Here’s what Roberts did: he used his four best relievers in reverse order.
His best arm, Evan Phillips, was first in because San Diego’s best hitters, Juan Soto and Manny Machado, were up in the sixth. And he closed the game with Chris Martin, who over seven seasons with seven major league organizations had saved just nine games, none of them in the postseason. In between, Roberts used lefthander Alex Vesia, a high fastball savant, and righthander Brusdar Graterol, a power sinkerballer who threw one pitch, which Machado hit into the teeth of rain and wind in left field for a dramatic out.
Roberts and the Dodgers are turning baseball upside down. Instead of scripting who will pitch the ninth, they don’t worry about it until they get there. Roberts’s game management in this series is built entirely around getting the right matchups against Soto and Machado in the last four innings of a game. As for the endgame, Tuesday it was Martin, but if the Dodgers win this series, you might see three different pitchers finish victories.
No closer? The Dodgers see it as a feature, not a bug.
“We think our depth will be a factor,” Roberts said, “even in a five-game series.”
So good are the Dodgers, they are playing not just to win the World Series but also to be coronated as one of the greatest teams ever. They tied for fourth all-time in regular season wins (111) and stand alone in fourth for run differential (+334). They have the best pitching staff in the majors this year, the best offense and, as far as turning batted balls into outs, the best defense, which showed in the biggest moment of the game: a slick double play turned by Gavin Lux and Trea Turner to end the sixth inning with the tying runs on.
Their path to get there is built precisely on pitcher relay races like the one in Game 1. The Dodgers know what to do with a lead. In the regular season they were 76–13 when scoring first, the best such record in the National League since 1920. They scored the first five runs in Game 1. Roberts’s calculus to preserve the lead this time looked like this:
- Urias came out because he started hanging his curveball in the fifth while making mistakes over the plate—and the heart of the order was coming up a third time.
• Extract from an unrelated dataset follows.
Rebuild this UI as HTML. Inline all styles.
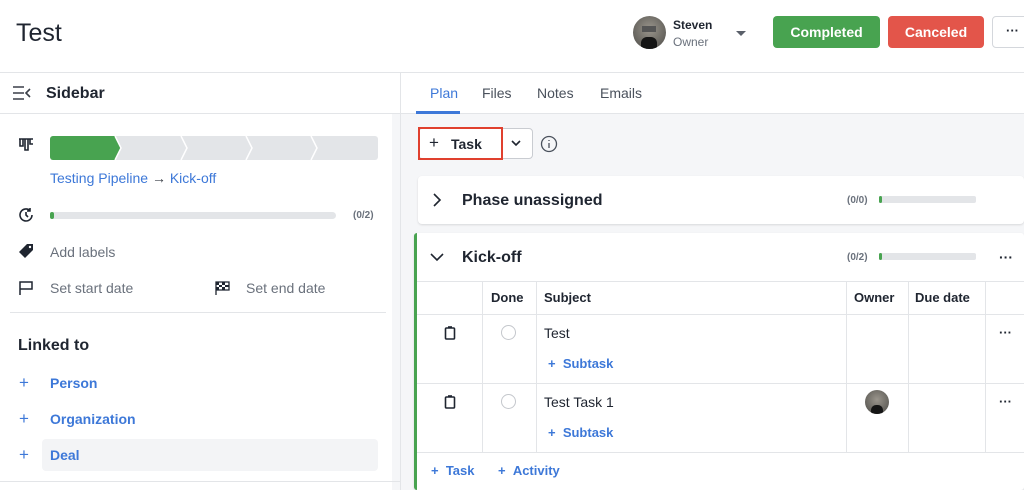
<!DOCTYPE html>
<html><head><style>
*{box-sizing:border-box;margin:0;padding:0}
body{width:1024px;height:490px;overflow:hidden;background:#fff;font-family:"Liberation Sans",sans-serif;color:#1f2530;position:relative}
.a{position:absolute}
.blue{color:#3d78d8}
.gray{color:#6a717c}
.btn{position:absolute;top:16px;height:32px;border-radius:4px;color:#fff;font-weight:bold;font-size:14px;text-align:center;line-height:32px}
.hl{position:absolute;background:#e3e5e8}
.ic{position:absolute}
</style></head><body>
<div class="a" style="left:16px;top:19px;font-size:25px">Test</div>
<div class="a" style="left:633px;top:16px;width:33px;height:33px;border-radius:50%;background:radial-gradient(circle at 50% 40%,#9a958c,#4b4a46);overflow:hidden"><div style="position:absolute;left:9px;top:10px;width:14px;height:6px;background:#555"></div><div style="position:absolute;left:8px;top:21px;width:16px;height:14px;border-radius:6px 6px 0 0;background:#151515"></div></div>
<div class="a" style="left:673px;top:18px;font-size:12px;font-weight:bold">Steven</div>
<div class="a gray" style="left:673px;top:35px;font-size:12px">Owner</div>
<div class="a" style="left:736px;top:31px;width:0;height:0;border-left:5px solid transparent;border-right:5px solid transparent;border-top:5px solid #5a606a"></div>
<div class="btn" style="left:773px;width:107px;background:#48a350">Completed</div>
<div class="btn" style="left:888px;width:96px;background:#e3554a">Canceled</div>
<div class="a" style="left:992px;top:16px;width:40px;height:32px;border:1px solid #d4d7dc;border-radius:4px;text-align:left;padding-left:13px;line-height:28px;font-weight:bold;font-size:13px">···</div>
<div class="hl" style="left:0;top:72px;width:1024px;height:1px"></div>
<div class="hl" style="left:400px;top:73px;width:1px;height:417px"></div>
<div class="hl" style="left:0;top:113px;width:400px;height:1px"></div>
<div class="a" style="left:392px;top:114px;width:8px;height:376px;background:#f5f6f8"></div>
<!-- sidebar -->
<svg class="ic" style="left:12px;top:86px" width="20" height="14" viewBox="0 0 20 14" stroke="#3a3f48" stroke-width="1.6" fill="none"><path d="M1 1h11M1 7h11M1 13h11M18 3l-4 4 4 4"/></svg>
<div class="a" style="left:46px;top:85px;font-size:16px;font-weight:bold">Sidebar</div>
<svg class="ic" style="left:18px;top:138px" width="16" height="14" viewBox="0 0 16 14" fill="none" stroke="#1f2530" stroke-width="1.6"><path d="M1 1h14M2 1v7h3V1M7 1v11h3V1M12 1v5h3"/></svg>
<svg class="a" style="left:50px;top:136px" width="328" height="24"><rect width="328" height="24" rx="3" fill="#e3e5e8"/><path d="M3 0H65L71 12 65 24H3A3 3 0 0 1 0 21V3A3 3 0 0 1 3 0Z" fill="#48a350"/><path d="M65 0l6 12-6 12M131 0l6 12-6 12M196 0l6 12-6 12M261 0l6 12-6 12" stroke="#fff" stroke-width="1.5" fill="none"/></svg>
<div class="a blue" style="left:50px;top:170px;font-size:14px">Testing Pipeline <span style="color:#3a3f48">→</span> Kick-off</div>
<svg class="ic" style="left:18px;top:207px" width="16" height="16" viewBox="0 0 16 16" fill="none" stroke="#1f2530" stroke-width="1.6"><path d="M14 8A6 6 0 1 1 12 3.5M12 1v3h-3M8 5v3l2 2"/></svg>
<div class="a" style="left:50px;top:212px;width:286px;height:7px;border-radius:4px;background:#e3e5e8"><div style="width:4px;height:7px;border-radius:3px;background:#48a350"></div></div>
<div class="a gray" style="left:353px;top:210px;font-size:10px;font-weight:bold">(0/2)</div>
<svg class="ic" style="left:18px;top:243px" width="16" height="16" viewBox="0 0 16 16"><path d="M9 1h6v6L7 15 1 9Z" fill="#1f2530"/><circle cx="12" cy="4" r="1.2" fill="#fff"/></svg>
<div class="a gray" style="left:50px;top:244px;font-size:14px">Add labels</div>
<svg class="ic" style="left:18px;top:280px" width="16" height="16" viewBox="0 0 16 16" fill="none" stroke="#1f2530" stroke-width="1.5"><path d="M2 15V2h12v7H2"/></svg>
<div class="a gray" style="left:50px;top:280px;font-size:14px">Set start date</div>
<svg class="ic" style="left:214px;top:280px" width="16" height="16" viewBox="0 0 16 16"><path d="M2 15V2h13v8H2" fill="none" stroke="#1f2530" stroke-width="1.3"/><path d="M2 2h3v3H2zM8 2h3v3H8zM5 5h3v2H5zM11 5h4v2h-4zM2 7h3v3H2zM8 7h3v3H8z" fill="#1f2530"/></svg>
<div class="a gray" style="left:246px;top:280px;font-size:14px">Set end date</div>
<div class="hl" style="left:10px;top:312px;width:376px;height:1px"></div>
<div class="a" style="left:18px;top:337px;font-size:16px;font-weight:bold">Linked to</div>
<div class="a" style="left:42px;top:439px;width:336px;height:32px;border-radius:4px;background:#f3f4f6"></div>
<div class="a blue" style="left:19px;top:373px;font-size:17px">+</div><div class="a blue" style="left:50px;top:375px;font-size:14px;font-weight:bold">Person</div>
<div class="a blue" style="left:19px;top:409px;font-size:17px">+</div><div class="a blue" style="left:50px;top:411px;font-size:14px;font-weight:bold">Organization</div>
<div class="a blue" style="left:19px;top:445px;font-size:17px">+</div><div class="a blue" style="left:50px;top:447px;font-size:14px;font-weight:bold">Deal</div>
<div class="hl" style="left:0;top:481px;width:400px;height:1px"></div>
<!-- right -->
<div class="a" style="left:401px;top:113px;width:623px;height:377px;background:#f5f6f8"></div>
<div class="hl" style="left:401px;top:113px;width:623px;height:1px"></div>
<div class="a" style="left:430px;top:85px;font-size:14px;color:#3d78d8">Plan</div>
<div class="a" style="left:416px;top:111px;width:44px;height:3px;background:#3d78d8"></div>
<div class="a gray" style="left:482px;top:85px;font-size:14px;color:#4a515c">Files</div>
<div class="a gray" style="left:537px;top:85px;font-size:14px;color:#4a515c">Notes</div>
<div class="a gray" style="left:600px;top:85px;font-size:14px;color:#4a515c">Emails</div>
<div class="a" style="left:418px;top:128px;width:115px;height:31px;border:1px solid #c9ccd1;border-radius:4px;background:#fff"></div>
<div class="a" style="left:418px;top:127px;width:85px;height:33px;border:2px solid #e0402e"></div>
<div class="a" style="left:429px;top:133px;font-size:17px">+</div>
<div class="a" style="left:451px;top:136px;font-size:14px;font-weight:bold">Task</div>
<svg class="ic" style="left:510px;top:139px" width="12" height="8" viewBox="0 0 12 8" fill="none" stroke="#1f2530" stroke-width="1.6"><path d="M2 2l4 4 4-4"/></svg>
<svg class="ic" style="left:540px;top:135px" width="18" height="18" viewBox="0 0 18 18" fill="none" stroke="#4a515c" stroke-width="1.3"><circle cx="9" cy="9" r="7.5"/><path d="M9 8v5M9 5v1"/></svg>
<div class="a" style="left:418px;top:176px;width:606px;height:48px;background:#fff;border-radius:4px;box-shadow:0 1px 2px rgba(0,0,0,.12)"></div>
<svg class="ic" style="left:432px;top:193px" width="10" height="14" viewBox="0 0 10 14" fill="none" stroke="#1f2530" stroke-width="1.6"><path d="M2 1l6 6-6 6"/></svg>
<div class="a" style="left:462px;top:192px;font-size:16px;font-weight:bold">Phase unassigned</div>
<div class="a gray" style="left:847px;top:195px;font-size:10px;font-weight:bold">(0/0)</div>
<div class="a" style="left:879px;top:196px;width:97px;height:7px;background:#e3e5e8;border-radius:2px"><div style="width:3px;height:7px;background:#48a350;border-radius:2px"></div></div>
<div class="a" style="left:414px;top:233px;width:610px;height:257px;background:#fff;border-left:3px solid #48a350;border-radius:3px;box-shadow:0 1px 2px rgba(0,0,0,.12)"></div>
<svg class="ic" style="left:430px;top:252px" width="14" height="10" viewBox="0 0 14 10" fill="none" stroke="#1f2530" stroke-width="1.6"><path d="M1 2l6 6 6-6"/></svg>
<div class="a" style="left:462px;top:249px;font-size:16px;font-weight:bold">Kick-off</div>
<div class="a gray" style="left:847px;top:252px;font-size:10px;font-weight:bold">(0/2)</div>
<div class="a" style="left:879px;top:253px;width:97px;height:7px;background:#e3e5e8;border-radius:2px"><div style="width:3px;height:7px;background:#48a350;border-radius:2px"></div></div>
<div class="a" style="left:999px;top:249px;font-size:14px;font-weight:bold">···</div>
<div class="hl" style="left:417px;top:281px;width:607px;height:1px"></div>
<div class="hl" style="left:417px;top:314px;width:607px;height:1px"></div>
<div class="hl" style="left:417px;top:383px;width:607px;height:1px"></div>
<div class="hl" style="left:417px;top:452px;width:607px;height:1px"></div>
<div class="hl" style="left:482px;top:282px;width:1px;height:170px"></div>
<div class="hl" style="left:536px;top:282px;width:1px;height:170px"></div>
<div class="hl" style="left:846px;top:282px;width:1px;height:170px"></div>
<div class="hl" style="left:908px;top:282px;width:1px;height:170px"></div>
<div class="hl" style="left:985px;top:282px;width:1px;height:170px"></div>
<div class="a" style="left:491px;top:290px;font-size:13px;font-weight:bold">Done</div>
<div class="a" style="left:544px;top:290px;font-size:13px;font-weight:bold">Subject</div>
<div class="a" style="left:854px;top:290px;font-size:13px;font-weight:bold">Owner</div>
<div class="a" style="left:915px;top:290px;font-size:13px;font-weight:bold">Due date</div>
<svg class="ic" style="left:444px;top:326px" width="12" height="14" viewBox="0 0 12 14" fill="none" stroke="#1f2530" stroke-width="1.6"><rect x="1.5" y="2" width="9" height="11" rx="1"/><path d="M4 1h4"/></svg>
<div class="a" style="left:501px;top:325px;width:15px;height:15px;border:1.5px solid #c4c7cc;border-radius:50%"></div>
<div class="a" style="left:544px;top:325px;font-size:14px">Test</div>
<div class="a blue" style="left:548px;top:356px;font-size:13px;font-weight:bold">+ &nbsp;Subtask</div>
<div class="a" style="left:999px;top:325px;font-size:13px;font-weight:bold">···</div>
<svg class="ic" style="left:444px;top:395px" width="12" height="14" viewBox="0 0 12 14" fill="none" stroke="#1f2530" stroke-width="1.6"><rect x="1.5" y="2" width="9" height="11" rx="1"/><path d="M4 1h4"/></svg>
<div class="a" style="left:501px;top:394px;width:15px;height:15px;border:1.5px solid #c4c7cc;border-radius:50%"></div>
<div class="a" style="left:544px;top:394px;font-size:14px">Test Task 1</div>
<div class="a" style="left:865px;top:390px;width:24px;height:24px;border-radius:50%;background:radial-gradient(circle at 50% 40%,#9a958c,#4b4a46);overflow:hidden"><div style="position:absolute;left:6px;top:15px;width:12px;height:10px;border-radius:5px 5px 0 0;background:#151515"></div></div>
<div class="a blue" style="left:548px;top:425px;font-size:13px;font-weight:bold">+ &nbsp;Subtask</div>
<div class="a" style="left:999px;top:394px;font-size:13px;font-weight:bold">···</div>
<div class="a blue" style="left:431px;top:463px;font-size:13px;font-weight:bold">+ &nbsp;Task</div>
<div class="a blue" style="left:498px;top:463px;font-size:13px;font-weight:bold">+ &nbsp;Activity</div>
</body></html>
- Phillips came in to throw his power slider, which held hitters to a .160 average this year.
- Vesia came in because Roberts wanted a lefty on Jake Cronenworth, Trent Grisham, Jurickson Profar (to bat from his weaker side) and Soto. Lefties hit .109 against Vesia’s high-spin fastball.
- Martin, a cutter specialist, threw 11 pitches, all between 91 and 96 mph.
Before the eighth inning, Roberts huddled with coaches Danny Lehmann and Mark Prior about how to script that inning. To give you an idea of how seriously the Dodgers take these decisions, Lehmann’s title is Game Planning and Communications coach. After about three minutes, they decided to have Graterol on Machado. With some freakish meteorological help on a Southern California night, it worked perfectly.
And so, the Dodgers’ mastery over the Padres continues. They are 15–5 against San Diego this year, 76–33 over the past six years. In their last 17 games against the Padres at Dodger Stadium, the Dodgers are 15–2 while outscoring San Diego 101-44. This “rivalry” is starting to look like Lucy holding the football for a Charlie Brown placekick. You know where each episode is heading.
But don’t be fooled: Tuesday night’s margin was thin. The disadvantage of having to play three wild-card games caught up to the Padres. Los Angeles jumped on No. 4 starter Mike Clevinger, who has pitched sporadically because of injury and illness. They pounded five extra-base hits among their six hits, five of those off Clevinger’s modest fastball.
Los Angeles did nothing against the San Diego bullpen and survived several hard-hit balls by Padres hitters. Five San Diego outs resulted from balls hit 100 mph or more, one short of the Padres’ season high.
But still, the Dodgers’ game management and bullpen depth made the outcome almost without doubt. This is how Dodgers-Padres games tend to end up, as well as postseason games managed by Roberts. He is 45–33 in the postseason, a .577 winning percentage, the equivalent of a 93-win team against the most elite competition. Among managers with at least 40 games in the postseason, only Hall of Famers Joe McCarthy (.698), Sparky Anderson (.618), Joe Torre (.592) and Casey Stengel (.587) won postseason games at a better clip than Roberts.
Truffaut was one of the founders of the French New Wave in cinema. He rejected convention. Roberts is part of this Postseason New Wave. Lest you think it cannot work, remember how the Braves won the World Series last year—they used relief pitchers to cover more postseason innings than starting pitchers.